Autor Jean Duruz, Gaik Cheng Khoo
en Limba Engleză Hardback – 18 dec 2014
Accepting the challenge of rethinking connections of food, space and identity within everyday spaces of "public" eating in Malaysia and Singapore, the authors enter street stalls, hawker centers, markets, cafes, restaurants, "food streets," and "ethnic" neighborhoods to offer a broader picture of the meaning of eating in public places. The book creates a strong sense of the ways different people live, eat, work, and relax together, and traces negotiations and accommodations in these dynamics. The motif of rojak (Malay, meaning "mixture"), together with Ien Ang's evocative "together-in-difference," enables the analysis to move beyond the immediacy of street eating with its moments of exchange and remembering. Ultimately, the book traces the political tensions of "different" people living together, and the search for home and identity in a world on the move.
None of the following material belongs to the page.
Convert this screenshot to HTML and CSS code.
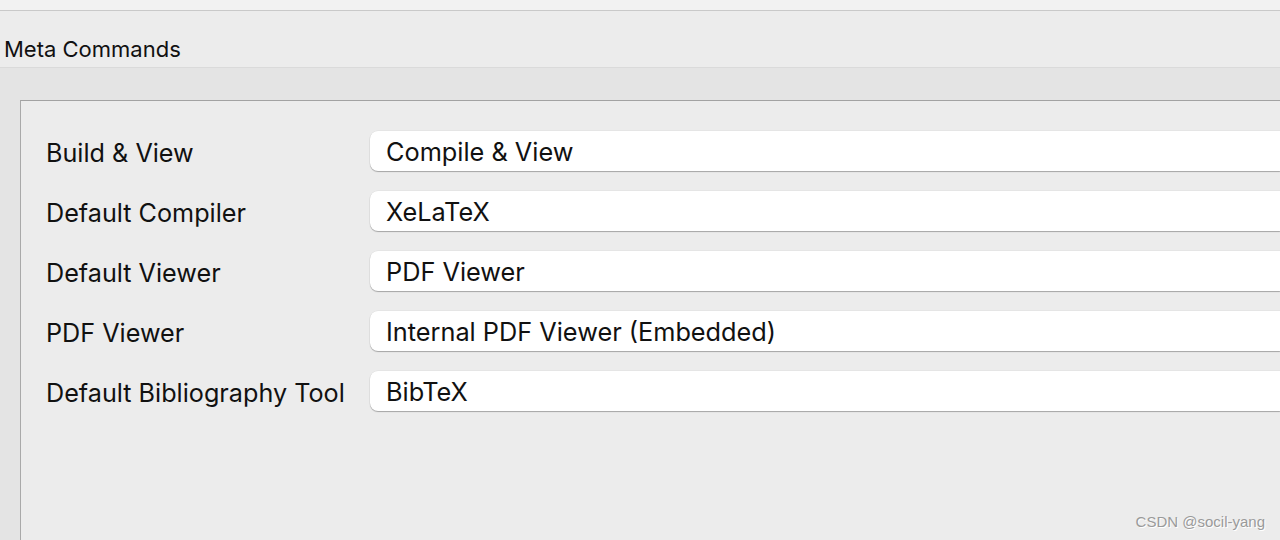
FILE: index.html
```html
<!DOCTYPE html>
<html>
<head>
<meta charset="utf-8">
<link rel="stylesheet" href="styles.css">
</head>
<body>
<div class="topstrip"></div>
<div class="header">Meta Commands</div>
<div class="pane">
  <div class="box">
    <div class="row"><div class="label">Build &amp; View</div><div class="field">Compile &amp; View</div></div>
    <div class="row"><div class="label">Default Compiler</div><div class="field">XeLaTeX</div></div>
    <div class="row"><div class="label">Default Viewer</div><div class="field">PDF Viewer</div></div>
    <div class="row"><div class="label">PDF Viewer</div><div class="field">Internal PDF Viewer (Embedded)</div></div>
    <div class="row"><div class="label">Default Bibliography Tool</div><div class="field">BibTeX</div></div>
  </div>
</div>
<div class="watermark">CSDN @socil-yang</div>
</body>
</html>
```
FILE: styles.css
```css
html, body {
  margin: 0;
  padding: 0;
  width: 1280px;
  height: 540px;
  overflow: hidden;
}
body {
  background: #e4e4e4;
  font-family: Inter, "Noto Sans", sans-serif;
  color: #111;
  display: flex;
  flex-direction: column;
}
.topstrip {
  height: 10px;
  flex: none;
  background: #f2f2f2;
  border-bottom: 1px solid #c9c9c9;
}
.header {
  height: 57px;
  flex: none;
  box-sizing: border-box;
  background: #ececec;
  border-bottom: 1px solid #dadada;
  padding: 24px 0 0 4px;
  font-size: 22px;
  line-height: 28px;
}
.pane {
  flex: 1;
  min-height: 0;
  display: flex;
  padding: 32px 0 0 20px;
}
.box {
  flex: 1;
  background: #ececec;
  border-top: 1px solid #a2a2a2;
  border-left: 1px solid #a9a9a9;
  padding: 30px 0 0 25px;
  display: flex;
  flex-direction: column;
  gap: 20px;
}
.row {
  display: flex;
  align-items: center;
  height: 40px;
}
.label {
  width: 324px;
  flex: none;
  font-size: 25.2px;
  line-height: 30px;
  padding-top: 4px;
}
.field {
  flex: 1;
  height: 40px;
  box-sizing: border-box;
  background: #fff;
  border-radius: 8px 0 0 8px;
  box-shadow: 0 1px 1px rgba(0,0,0,0.28), 0 0 0 0.5px rgba(0,0,0,0.06);
  padding: 6px 0 0 16px;
  font-size: 25.3px;
  line-height: 30px;
}
.watermark {
  position: absolute;
  right: 15px;
  top: 513px;
  font-family: "Liberation Sans", Arial, sans-serif;
  font-size: 15px;
  color: #9a9a9a;
  text-shadow: 1px 1px 0 #fff;
}
```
Each of the chapters designates a different space for exploring these cultures of "mixedness" and their contradictions-whether these involve "old" and "new" forms of sociality, struggles over meanings of place, or frissons of pleasure and risk in eating "differently." Simply put, Eating Together is about understanding complex forms of multiculturalism in Malaysia and Singapore through the mind, tongue, nose, and eyes.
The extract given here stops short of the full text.